Descriptions, Reviews, Etc.
Publisher Description:
An examination of the meaning of meaninglessness: why it matters that nothing matters.

When someone is labeled a nihilist, it's not usually meant as a compliment. Most of us associate nihilism with destructiveness and violence. Nihilism means, literally, "an ideology of nothing. " Is nihilism, then, believing in nothing? Or is it the belief that life is nothing? Or the belief that the beliefs we have amount to nothing? If we can learn to recognize the many varieties of nihilism, Nolen Gertz writes, then we can learn to distinguish what is meaningful from what is meaningless. In this addition to the MIT Press Essential Knowledge series, Gertz traces the history of nihilism in Western philosophy from Socrates through Hannah Arendt and Jean-Paul Sartre.

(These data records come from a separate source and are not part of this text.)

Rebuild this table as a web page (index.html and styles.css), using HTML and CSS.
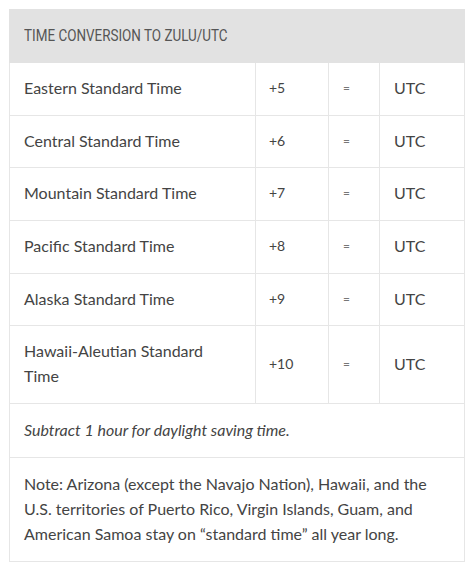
FILE: index.html
```html
<!DOCTYPE html>
<html>
<head>
<meta charset="utf-8">
<link rel="stylesheet" href="styles.css">
</head>
<body>
<table class="tz">
  <colgroup>
    <col class="c-name"><col class="c-off"><col class="c-eq"><col class="c-utc">
  </colgroup>
  <thead>
    <tr><th colspan="4" class="head"><span class="head-text">TIME CONVERSION TO ZULU/UTC</span></th></tr>
  </thead>
  <tbody>
    <tr><td class="name">Eastern Standard Time</td><td class="off">+5</td><td class="eq">=</td><td class="utc">UTC</td></tr>
    <tr><td class="name">Central Standard Time</td><td class="off">+6</td><td class="eq">=</td><td class="utc">UTC</td></tr>
    <tr><td class="name">Mountain Standard Time</td><td class="off">+7</td><td class="eq">=</td><td class="utc">UTC</td></tr>
    <tr><td class="name">Pacific Standard Time</td><td class="off">+8</td><td class="eq">=</td><td class="utc">UTC</td></tr>
    <tr><td class="name">Alaska Standard Time</td><td class="off">+9</td><td class="eq">=</td><td class="utc">UTC</td></tr>
    <tr class="tall"><td class="name">Hawaii-Aleutian Standard Time</td><td class="off">+10</td><td class="eq">=</td><td class="utc">UTC</td></tr>
    <tr><td colspan="4" class="note"><em>Subtract 1 hour for daylight saving time.</em></td></tr>
    <tr><td colspan="4" class="note">Note: Arizona (except the Navajo Nation), Hawaii, and the U.S. territories of Puerto Rico, Virgin Islands, Guam, and American Samoa stay on “standard time” all year long.</td></tr>
  </tbody>
</table>
</body>
</html>
```
FILE: styles.css
```css
html, body { margin: 0; padding: 0; background: #fff; }
body { padding: 9px 0 0 9px; }
.tz {
  border-collapse: collapse;
  width: 455px;
  table-layout: fixed;
  font-family: "Lato", "Open Sans", sans-serif;
  font-size: 16px;
  line-height: 25px;
  color: #444;
}
.c-name { width: 246px; }
.c-off { width: 73px; }
.c-eq { width: 51px; }
.c-utc { width: 85px; }
.tz td, .tz th {
  border: 1px solid #e6e6e6;
  padding: 0 14px 3px;
  text-align: left;
  vertical-align: middle;
}
.tz .head {
  background: #e2e2e2;
  height: 53px;
  box-sizing: border-box;
  font-family: "Roboto", sans-serif;
  font-weight: normal;
  font-size: 16px;
  color: #555;
  border-color: #e2e2e2;
  white-space: nowrap;
  padding-bottom: 1px;
}
.head-text {
  display: inline-block;
  transform: scaleX(0.84);
  transform-origin: left center;
}
.tz tbody tr { height: 52.7px; }
.tz tbody tr.tall { height: 78px; }
.tz .off { padding-left: 13px; font-size: 14px; }
.tz .eq { padding-left: 14px; font-size: 12px; color: #777; }
.tz .utc { padding-left: 14px; }
.tz .note { padding: 13px 14px 15px; }
```
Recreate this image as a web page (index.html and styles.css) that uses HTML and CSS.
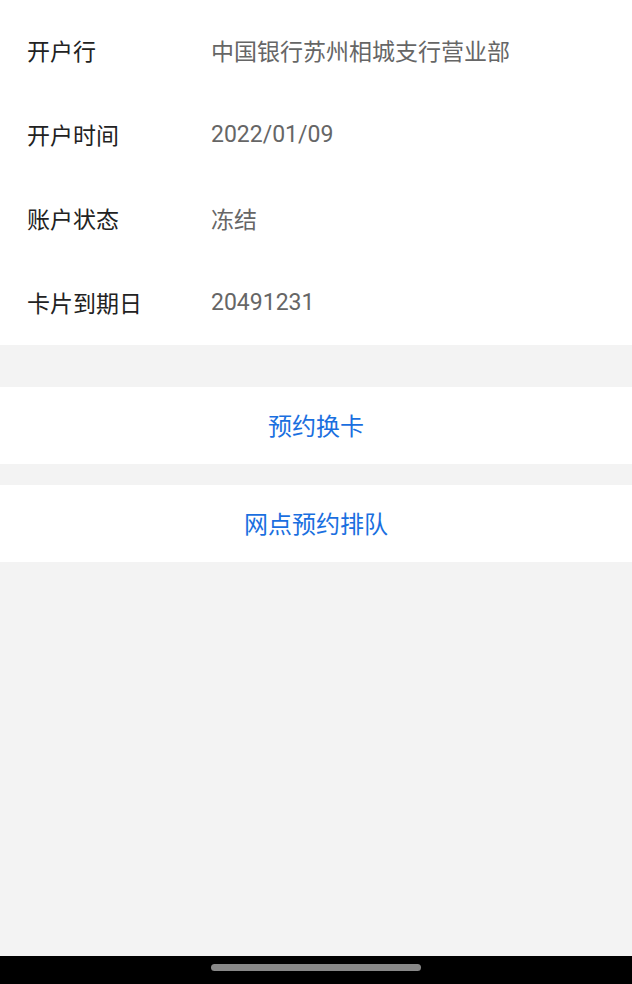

Although the term "nihilism" was first used by Friedrich Jacobi to criticize the philosophy of Immanuel Kant, Gertz shows that the concept can illuminate the thinking of Socrates, Descartes, and others. It is Nietzsche, however, who is most associated with nihilism, and Gertz focuses on Nietzsche's thought. Gertz goes on to consider what is not nihilism--pessimism, cynicism, and apathy--and why; he explores theories of nihilism, including those associated with Existentialism and Postmodernism; he considers nihilism as a way of understanding aspects of everyday life, calling on Adorno, Arendt, Marx, and prestige television, among other sources; and he reflects on the future of nihilism. We need to understand nihilism not only from an individual perspective, Gertz tells us, but also from a political one.


Contributor Bio(s): Gertz, Nolen: - Nolen Gertz is Assistant Professor of Applied Philosophy at the University of Twente in the Netherlands.